Doch warum muss das Geld aus dem "Soforthilfeprogramm Corona" überhaupt zurückgezahlt werden? Hatte die Politik nicht ursprünglich schnelle und unbürokratische Hilfe versprochen? Auf der Webseite des dafür zuständigen Wirtschaftsministeriums in Baden-Württemberg hieß es damals: "Die Soforthilfe muss grundsätzlich nicht zurückbezahlt werden, soweit die relevanten Angaben im Antrag richtig und vollständig waren und wahrheitsgemäß gemacht wurden." Im nächsten Absatz heißt es aber auch: "Sollte sich der beantragte erwartete Liquiditätsengpass […] rückwirkend als zu hoch erwiesen haben, ist der entstandene Überschuss zurückzuzahlen."
Ein Drittel reagiert nicht auf Zahlungsforderung
Das Geld sei für Liquiditätsengpässe bestimmt gewesen. Geschäfte oder Selbstständige sollten es also nur verwenden, wenn vorübergehend die Zahlungsunfähigkeit drohte - nicht etwa für andere laufende Kosten, was gerade bei Selbstständigen schwer abzugrenzen ist. Außerdem sei klar gewesen, "dass die Programme weder geeignet waren, die wirtschaftlichen Auswirkungen vollständig abzufedern, noch die entstandenen persönlichen oder auch unternehmerischen Herausforderungen vollständig aufzuwiegen", sagt Landeswirtschaftsministerin Nicole Hoffmeister-Kraut.
Allein in Baden-Württemberg wurden laut Ministerium rund 85.000 Unternehmerinnen und Selbstständige aufgefordert, die Corona-Hilfen zurückzuzahlen. Noch nicht einmal die Hälfte ist dieser Aufforderung nachgekommen, obwohl die Frist inzwischen abgelaufen ist. Gut ein Drittel hat sich gar nicht zurückgemeldet. Und 11.000 Betroffene haben den Zahlungen widersprochen, so wie Friseurin Manz.
Förderzeitraum hätte flexibler sein müssen
Von einer Irreführung will jedenfalls die Industrie- und Handelskammer nicht sprechen. Die IHK Heilbronn-Franken ist in Baden-Württemberg für das Thema zuständig. "Bereits zu Beginn des Programms wurde kommuniziert, dass es um die Förderung eines zunächst zu prognostizierenden und dann zu prüfenden Liquiditätsengpasses geht", heißt es auf Anfrage. Die Kammern hätten sich beim Wirtschaftsministerium dafür eingesetzt, dass die Corona-Hilfen möglichst spät zurückgezahlt werden müssen. Auch die Bundesregierung hatte die Fristen für die Abrechnung ihrer Überbrückungshilfe verlängert.

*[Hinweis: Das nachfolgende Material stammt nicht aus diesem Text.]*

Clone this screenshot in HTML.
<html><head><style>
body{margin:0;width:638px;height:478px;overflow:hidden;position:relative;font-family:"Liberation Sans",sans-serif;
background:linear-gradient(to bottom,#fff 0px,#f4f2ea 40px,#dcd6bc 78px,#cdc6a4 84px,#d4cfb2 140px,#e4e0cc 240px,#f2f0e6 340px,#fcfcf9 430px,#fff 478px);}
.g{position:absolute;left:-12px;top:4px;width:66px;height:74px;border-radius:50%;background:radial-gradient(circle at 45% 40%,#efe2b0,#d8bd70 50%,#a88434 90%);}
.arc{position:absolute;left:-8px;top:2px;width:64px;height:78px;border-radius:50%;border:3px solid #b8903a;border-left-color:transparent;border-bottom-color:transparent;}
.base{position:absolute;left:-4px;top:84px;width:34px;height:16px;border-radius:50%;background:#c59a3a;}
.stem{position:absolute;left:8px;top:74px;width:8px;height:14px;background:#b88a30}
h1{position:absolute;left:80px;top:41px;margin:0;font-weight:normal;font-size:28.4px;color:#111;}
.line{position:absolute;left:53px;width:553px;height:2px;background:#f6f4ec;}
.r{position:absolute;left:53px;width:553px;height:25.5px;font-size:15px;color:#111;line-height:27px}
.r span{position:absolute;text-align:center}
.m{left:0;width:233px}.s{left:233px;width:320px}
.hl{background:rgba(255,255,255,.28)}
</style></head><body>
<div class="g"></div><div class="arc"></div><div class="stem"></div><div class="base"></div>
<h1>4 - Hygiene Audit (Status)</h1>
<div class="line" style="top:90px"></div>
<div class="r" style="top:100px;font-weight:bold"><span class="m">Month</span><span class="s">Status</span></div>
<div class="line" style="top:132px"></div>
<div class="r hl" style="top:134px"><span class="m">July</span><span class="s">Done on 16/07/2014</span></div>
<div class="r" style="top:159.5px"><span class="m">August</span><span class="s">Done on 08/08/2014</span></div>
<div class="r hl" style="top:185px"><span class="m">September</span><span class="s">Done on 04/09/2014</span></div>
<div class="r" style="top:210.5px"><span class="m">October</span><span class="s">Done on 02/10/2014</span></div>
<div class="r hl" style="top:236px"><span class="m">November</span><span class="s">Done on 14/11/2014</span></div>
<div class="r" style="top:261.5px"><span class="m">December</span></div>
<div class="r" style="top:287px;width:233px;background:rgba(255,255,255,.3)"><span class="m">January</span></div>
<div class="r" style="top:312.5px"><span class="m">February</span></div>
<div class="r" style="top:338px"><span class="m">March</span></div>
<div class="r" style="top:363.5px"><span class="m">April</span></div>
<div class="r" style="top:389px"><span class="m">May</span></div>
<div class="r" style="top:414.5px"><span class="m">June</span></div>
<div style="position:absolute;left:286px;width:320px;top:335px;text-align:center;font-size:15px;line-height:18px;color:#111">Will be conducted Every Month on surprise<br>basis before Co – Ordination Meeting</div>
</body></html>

Was die Handelskammern aber nicht erreichen konnten: eine Flexibilisierung des Förderzeitraums. So hätten Unternehmen den Förderzeitraum genau auf tatsächliche Liquiditätsengpässe anpassen können und die Hilfen nicht mit Einnahmen verrechnen müssen. Für Friseurin Marcella Manz steht jedenfalls fest: Sollte es eine Notlage wie in der Pandemie noch einmal geben, dann würde sie keine staatliche Unterstützung mehr beantragen. Sie würde schauen, dass sie es irgendwie aus eigener Kraft schafft.